STATED GOAL - Transcribe the lines below verbatim, skipping the images.
_____
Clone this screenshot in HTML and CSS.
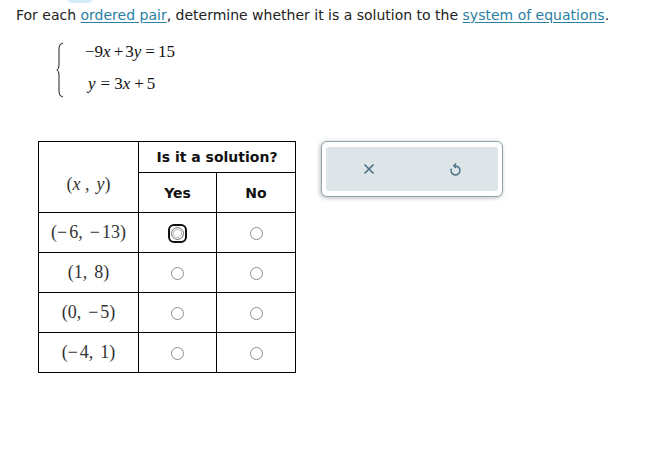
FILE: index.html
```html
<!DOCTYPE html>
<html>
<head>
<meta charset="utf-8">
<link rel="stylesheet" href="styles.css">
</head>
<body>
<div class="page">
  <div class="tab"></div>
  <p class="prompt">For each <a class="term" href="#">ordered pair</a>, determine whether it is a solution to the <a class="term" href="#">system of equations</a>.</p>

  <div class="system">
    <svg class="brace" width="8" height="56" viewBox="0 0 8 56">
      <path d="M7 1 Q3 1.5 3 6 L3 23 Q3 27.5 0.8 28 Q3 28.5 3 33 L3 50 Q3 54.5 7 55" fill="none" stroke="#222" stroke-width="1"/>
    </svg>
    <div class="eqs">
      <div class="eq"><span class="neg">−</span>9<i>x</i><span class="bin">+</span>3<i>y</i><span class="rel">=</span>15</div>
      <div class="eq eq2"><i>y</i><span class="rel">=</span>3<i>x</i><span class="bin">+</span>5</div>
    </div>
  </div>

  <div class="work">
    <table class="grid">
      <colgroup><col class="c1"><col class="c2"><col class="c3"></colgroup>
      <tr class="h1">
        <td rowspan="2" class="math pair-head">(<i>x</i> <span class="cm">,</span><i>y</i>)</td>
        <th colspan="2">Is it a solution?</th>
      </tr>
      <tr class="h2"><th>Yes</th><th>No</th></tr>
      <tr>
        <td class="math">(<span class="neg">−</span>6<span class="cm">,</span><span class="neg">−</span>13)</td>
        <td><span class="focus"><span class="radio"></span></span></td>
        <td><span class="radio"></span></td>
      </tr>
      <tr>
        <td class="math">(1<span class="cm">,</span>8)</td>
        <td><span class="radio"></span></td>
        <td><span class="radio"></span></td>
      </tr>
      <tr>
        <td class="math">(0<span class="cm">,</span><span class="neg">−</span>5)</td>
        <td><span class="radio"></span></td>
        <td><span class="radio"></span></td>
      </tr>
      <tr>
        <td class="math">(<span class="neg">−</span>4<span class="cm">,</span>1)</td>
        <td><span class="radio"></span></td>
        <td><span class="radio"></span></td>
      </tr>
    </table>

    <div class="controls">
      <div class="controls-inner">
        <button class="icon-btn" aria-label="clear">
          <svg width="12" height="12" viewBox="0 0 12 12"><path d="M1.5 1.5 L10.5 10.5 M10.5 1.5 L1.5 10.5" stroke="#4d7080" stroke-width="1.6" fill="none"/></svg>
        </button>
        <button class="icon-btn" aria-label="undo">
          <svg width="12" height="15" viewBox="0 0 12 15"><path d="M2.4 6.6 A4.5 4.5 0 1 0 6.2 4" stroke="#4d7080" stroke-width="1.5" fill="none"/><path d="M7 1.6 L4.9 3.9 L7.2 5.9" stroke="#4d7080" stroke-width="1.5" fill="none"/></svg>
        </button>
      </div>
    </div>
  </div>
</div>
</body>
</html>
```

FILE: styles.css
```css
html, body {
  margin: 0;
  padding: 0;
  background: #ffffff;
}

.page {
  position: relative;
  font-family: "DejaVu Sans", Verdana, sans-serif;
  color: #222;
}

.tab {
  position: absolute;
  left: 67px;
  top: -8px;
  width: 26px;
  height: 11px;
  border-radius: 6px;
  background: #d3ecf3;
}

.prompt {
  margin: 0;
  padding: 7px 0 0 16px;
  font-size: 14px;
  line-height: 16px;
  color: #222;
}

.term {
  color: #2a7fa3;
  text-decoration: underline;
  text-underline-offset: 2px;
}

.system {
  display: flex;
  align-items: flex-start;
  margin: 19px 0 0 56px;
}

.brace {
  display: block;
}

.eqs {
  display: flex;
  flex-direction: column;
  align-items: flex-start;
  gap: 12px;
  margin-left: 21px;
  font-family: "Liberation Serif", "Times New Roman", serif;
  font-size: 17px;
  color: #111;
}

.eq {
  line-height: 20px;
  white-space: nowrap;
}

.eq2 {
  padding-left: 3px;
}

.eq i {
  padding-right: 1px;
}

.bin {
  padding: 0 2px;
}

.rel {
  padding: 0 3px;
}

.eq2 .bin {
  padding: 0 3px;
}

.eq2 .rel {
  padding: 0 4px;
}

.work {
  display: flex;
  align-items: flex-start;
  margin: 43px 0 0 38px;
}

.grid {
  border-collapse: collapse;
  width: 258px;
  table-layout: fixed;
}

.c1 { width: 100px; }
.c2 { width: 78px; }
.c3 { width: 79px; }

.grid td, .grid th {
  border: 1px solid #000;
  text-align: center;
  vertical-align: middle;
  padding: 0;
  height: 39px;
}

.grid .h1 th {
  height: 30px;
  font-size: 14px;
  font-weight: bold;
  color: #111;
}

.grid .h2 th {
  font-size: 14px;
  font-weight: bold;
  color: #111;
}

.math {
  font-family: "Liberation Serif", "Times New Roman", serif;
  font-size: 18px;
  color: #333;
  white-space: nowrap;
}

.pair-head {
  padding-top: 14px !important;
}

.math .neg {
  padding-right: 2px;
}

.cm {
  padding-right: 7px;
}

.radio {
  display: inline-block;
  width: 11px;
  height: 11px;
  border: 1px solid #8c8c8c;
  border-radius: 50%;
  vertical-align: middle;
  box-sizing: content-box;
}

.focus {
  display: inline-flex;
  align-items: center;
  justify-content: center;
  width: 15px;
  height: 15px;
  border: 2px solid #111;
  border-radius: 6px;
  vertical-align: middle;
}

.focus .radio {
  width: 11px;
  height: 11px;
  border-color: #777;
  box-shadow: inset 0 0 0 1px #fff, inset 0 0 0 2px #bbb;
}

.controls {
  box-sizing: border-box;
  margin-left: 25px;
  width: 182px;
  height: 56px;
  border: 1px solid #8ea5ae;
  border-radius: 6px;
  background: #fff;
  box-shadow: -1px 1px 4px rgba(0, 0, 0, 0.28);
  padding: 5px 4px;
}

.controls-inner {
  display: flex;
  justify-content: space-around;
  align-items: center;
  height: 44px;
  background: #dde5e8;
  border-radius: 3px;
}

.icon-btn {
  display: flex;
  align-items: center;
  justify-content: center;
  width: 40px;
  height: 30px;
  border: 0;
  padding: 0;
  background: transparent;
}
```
_____
RIGHT ANSWER -
Clone this screenshot in HTML and CSS.
FILE: index.html
```html
<!DOCTYPE html>
<html>
<head>
<meta charset="utf-8">
<link rel="stylesheet" href="styles.css">
</head>
<body>
<div class="page">
  <div class="tab"></div>
  <p class="prompt">For each <a class="term" href="#">ordered pair</a>, determine whether it is a solution to the <a class="term" href="#">system of equations</a>.</p>

  <div class="system">
    <svg class="brace" width="8" height="56" viewBox="0 0 8 56">
      <path d="M7 1 Q3 1.5 3 6 L3 23 Q3 27.5 0.8 28 Q3 28.5 3 33 L3 50 Q3 54.5 7 55" fill="none" stroke="#222" stroke-width="1"/>
    </svg>
    <div class="eqs">
      <div class="eq"><span class="neg">−</span>9<i>x</i><span class="bin">+</span>3<i>y</i><span class="rel">=</span>15</div>
      <div class="eq eq2"><i>y</i><span class="rel">=</span>3<i>x</i><span class="bin">+</span>5</div>
    </div>
  </div>

  <div class="work">
    <table class="grid">
      <colgroup><col class="c1"><col class="c2"><col class="c3"></colgroup>
      <tr class="h1">
        <td rowspan="2" class="math pair-head">(<i>x</i> <span class="cm">,</span><i>y</i>)</td>
        <th colspan="2">Is it a solution?</th>
      </tr>
      <tr class="h2"><th>Yes</th><th>No</th></tr>
      <tr>
        <td class="math">(<span class="neg">−</span>6<span class="cm">,</span><span class="neg">−</span>13)</td>
        <td><span class="focus"><span class="radio"></span></span></td>
        <td><span class="radio"></span></td>
      </tr>
      <tr>
        <td class="math">(1<span class="cm">,</span>8)</td>
        <td><span class="radio"></span></td>
        <td><span class="radio"></span></td>
      </tr>
      <tr>
        <td class="math">(0<span class="cm">,</span><span class="neg">−</span>5)</td>
        <td><span class="radio"></span></td>
        <td><span class="radio"></span></td>
      </tr>
      <tr>
        <td class="math">(<span class="neg">−</span>4<span class="cm">,</span>1)</td>
        <td><span class="radio"></span></td>
        <td><span class="radio"></span></td>
      </tr>
    </table>

    <div class="controls">
      <div class="controls-inner">
        <button class="icon-btn" aria-label="clear">
          <svg width="12" height="12" viewBox="0 0 12 12"><path d="M1.5 1.5 L10.5 10.5 M10.5 1.5 L1.5 10.5" stroke="#4d7080" stroke-width="1.6" fill="none"/></svg>
        </button>
        <button class="icon-btn" aria-label="undo">
          <svg width="12" height="15" viewBox="0 0 12 15"><path d="M2.4 6.6 A4.5 4.5 0 1 0 6.2 4" stroke="#4d7080" stroke-width="1.5" fill="none"/><path d="M7 1.6 L4.9 3.9 L7.2 5.9" stroke="#4d7080" stroke-width="1.5" fill="none"/></svg>
        </button>
      </div>
    </div>
  </div>
</div>
</body>
</html>
```

FILE: styles.css
```css
html, body {
  margin: 0;
  padding: 0;
  background: #ffffff;
}

.page {
  position: relative;
  font-family: "DejaVu Sans", Verdana, sans-serif;
  color: #222;
}

.tab {
  position: absolute;
  left: 67px;
  top: -8px;
  width: 26px;
  height: 11px;
  border-radius: 6px;
  background: #d3ecf3;
}

.prompt {
  margin: 0;
  padding: 7px 0 0 16px;
  font-size: 14px;
  line-height: 16px;
  color: #222;
}

.term {
  color: #2a7fa3;
  text-decoration: underline;
  text-underline-offset: 2px;
}

.system {
  display: flex;
  align-items: flex-start;
  margin: 19px 0 0 56px;
}

.brace {
  display: block;
}

.eqs {
  display: flex;
  flex-direction: column;
  align-items: flex-start;
  gap: 12px;
  margin-left: 21px;
  font-family: "Liberation Serif", "Times New Roman", serif;
  font-size: 17px;
  color: #111;
}

.eq {
  line-height: 20px;
  white-space: nowrap;
}

.eq2 {
  padding-left: 3px;
}

.eq i {
  padding-right: 1px;
}

.bin {
  padding: 0 2px;
}

.rel {
  padding: 0 3px;
}

.eq2 .bin {
  padding: 0 3px;
}

.eq2 .rel {
  padding: 0 4px;
}

.work {
  display: flex;
  align-items: flex-start;
  margin: 43px 0 0 38px;
}

.grid {
  border-collapse: collapse;
  width: 258px;
  table-layout: fixed;
}

.c1 { width: 100px; }
.c2 { width: 78px; }
.c3 { width: 79px; }

.grid td, .grid th {
  border: 1px solid #000;
  text-align: center;
  vertical-align: middle;
  padding: 0;
  height: 39px;
}

.grid .h1 th {
  height: 30px;
  font-size: 14px;
  font-weight: bold;
  color: #111;
}

.grid .h2 th {
  font-size: 14px;
  font-weight: bold;
  color: #111;
}

.math {
  font-family: "Liberation Serif", "Times New Roman", serif;
  font-size: 18px;
  color: #333;
  white-space: nowrap;
}

.pair-head {
  padding-top: 14px !important;
}

.math .neg {
  padding-right: 2px;
}

.cm {
  padding-right: 7px;
}

.radio {
  display: inline-block;
  width: 11px;
  height: 11px;
  border: 1px solid #8c8c8c;
  border-radius: 50%;
  vertical-align: middle;
  box-sizing: content-box;
}

.focus {
  display: inline-flex;
  align-items: center;
  justify-content: center;
  width: 15px;
  height: 15px;
  border: 2px solid #111;
  border-radius: 6px;
  vertical-align: middle;
}

.focus .radio {
  width: 11px;
  height: 11px;
  border-color: #777;
  box-shadow: inset 0 0 0 1px #fff, inset 0 0 0 2px #bbb;
}

.controls {
  box-sizing: border-box;
  margin-left: 25px;
  width: 182px;
  height: 56px;
  border: 1px solid #8ea5ae;
  border-radius: 6px;
  background: #fff;
  box-shadow: -1px 1px 4px rgba(0, 0, 0, 0.28);
  padding: 5px 4px;
}

.controls-inner {
  display: flex;
  justify-content: space-around;
  align-items: center;
  height: 44px;
  background: #dde5e8;
  border-radius: 3px;
}

.icon-btn {
  display: flex;
  align-items: center;
  justify-content: center;
  width: 40px;
  height: 30px;
  border: 0;
  padding: 0;
  background: transparent;
}
```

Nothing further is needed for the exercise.